• Set task
Gather each line in the entries that includes the string "this".

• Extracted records
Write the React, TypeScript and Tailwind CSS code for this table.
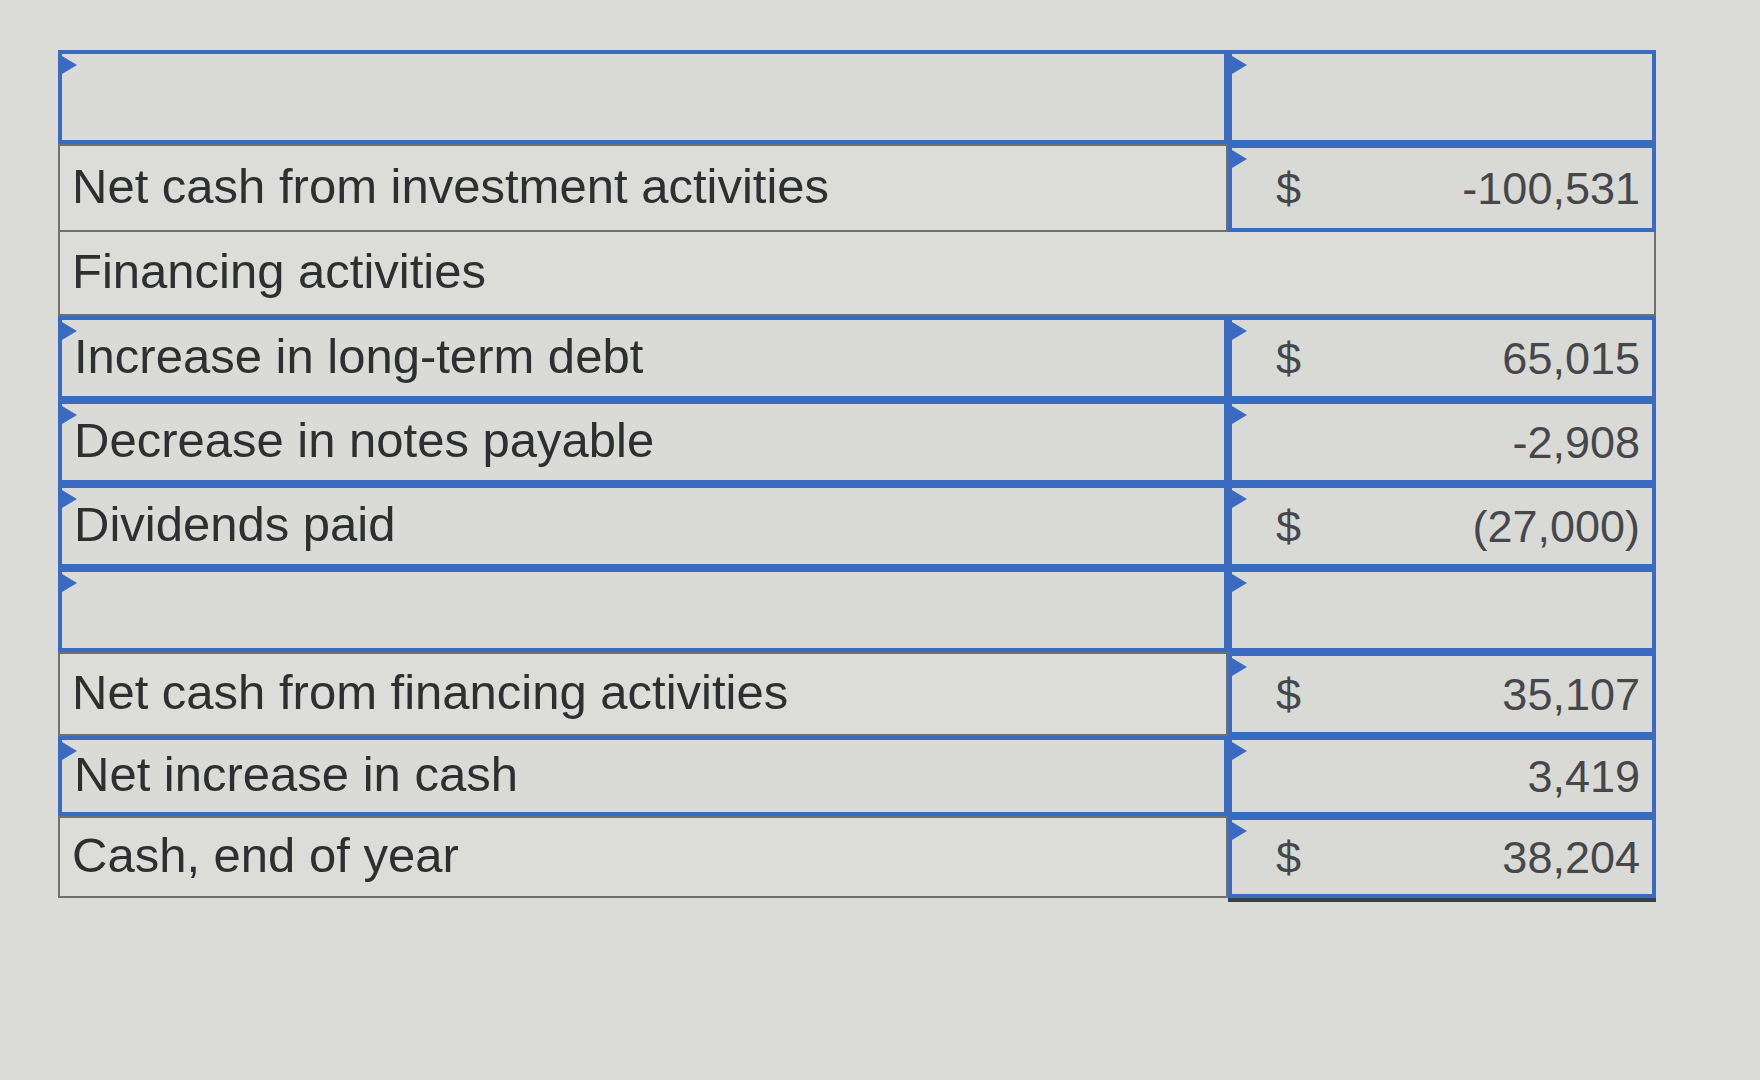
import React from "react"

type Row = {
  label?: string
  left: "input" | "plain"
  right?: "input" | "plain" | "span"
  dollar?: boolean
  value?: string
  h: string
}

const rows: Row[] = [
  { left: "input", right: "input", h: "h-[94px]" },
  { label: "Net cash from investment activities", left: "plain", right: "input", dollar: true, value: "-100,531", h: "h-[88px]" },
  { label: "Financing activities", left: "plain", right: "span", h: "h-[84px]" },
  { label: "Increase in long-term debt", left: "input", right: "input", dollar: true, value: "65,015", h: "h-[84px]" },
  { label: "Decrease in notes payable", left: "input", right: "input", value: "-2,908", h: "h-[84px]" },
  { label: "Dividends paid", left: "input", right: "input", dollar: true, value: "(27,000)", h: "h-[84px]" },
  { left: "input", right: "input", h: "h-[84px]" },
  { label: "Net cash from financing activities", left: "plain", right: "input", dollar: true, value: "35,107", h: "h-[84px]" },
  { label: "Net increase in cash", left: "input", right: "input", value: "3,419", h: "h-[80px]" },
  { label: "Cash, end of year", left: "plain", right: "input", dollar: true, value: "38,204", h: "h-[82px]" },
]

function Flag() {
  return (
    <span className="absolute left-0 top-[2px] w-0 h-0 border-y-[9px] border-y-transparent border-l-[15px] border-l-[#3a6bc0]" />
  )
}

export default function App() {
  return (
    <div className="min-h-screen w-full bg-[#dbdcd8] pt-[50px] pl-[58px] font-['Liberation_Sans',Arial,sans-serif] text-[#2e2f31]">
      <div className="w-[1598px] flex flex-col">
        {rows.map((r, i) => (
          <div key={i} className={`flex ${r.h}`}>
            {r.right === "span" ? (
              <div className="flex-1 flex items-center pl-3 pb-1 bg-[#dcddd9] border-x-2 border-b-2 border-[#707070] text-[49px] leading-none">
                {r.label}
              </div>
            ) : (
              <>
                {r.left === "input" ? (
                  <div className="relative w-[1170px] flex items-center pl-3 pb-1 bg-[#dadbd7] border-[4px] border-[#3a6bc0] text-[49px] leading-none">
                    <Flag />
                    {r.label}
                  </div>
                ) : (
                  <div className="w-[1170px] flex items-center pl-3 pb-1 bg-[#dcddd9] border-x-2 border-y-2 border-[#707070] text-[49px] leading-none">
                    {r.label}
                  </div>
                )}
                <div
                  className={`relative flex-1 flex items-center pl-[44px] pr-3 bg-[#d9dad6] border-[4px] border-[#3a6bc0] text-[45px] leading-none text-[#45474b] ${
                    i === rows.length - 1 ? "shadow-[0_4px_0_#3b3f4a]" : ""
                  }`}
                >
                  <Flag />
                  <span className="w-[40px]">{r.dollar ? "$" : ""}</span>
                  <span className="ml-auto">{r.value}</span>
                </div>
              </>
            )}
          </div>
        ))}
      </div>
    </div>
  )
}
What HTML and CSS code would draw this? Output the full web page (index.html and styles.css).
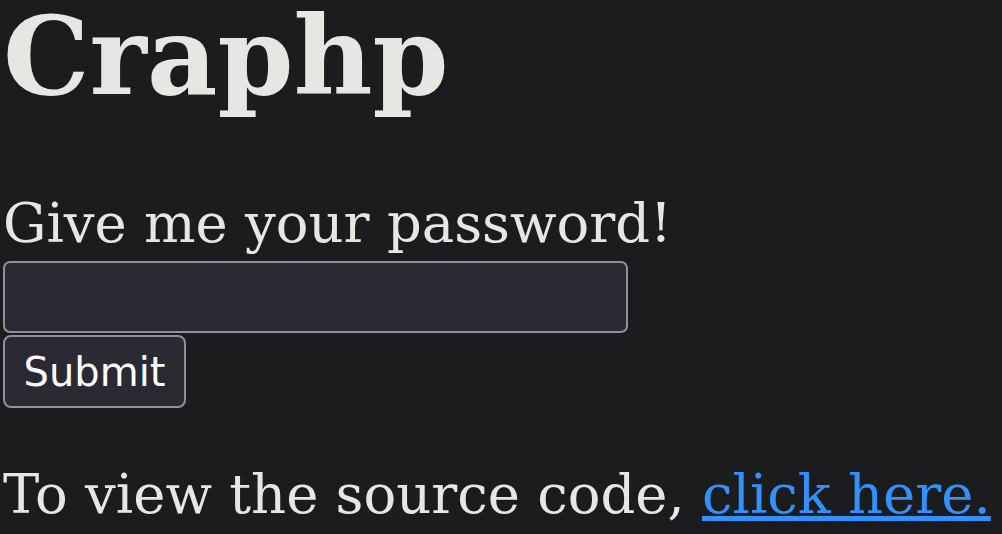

• Result
Write the React, TypeScript and Tailwind CSS code for this table.
What HTML and CSS code would draw this? Output the full web page (index.html and styles.css).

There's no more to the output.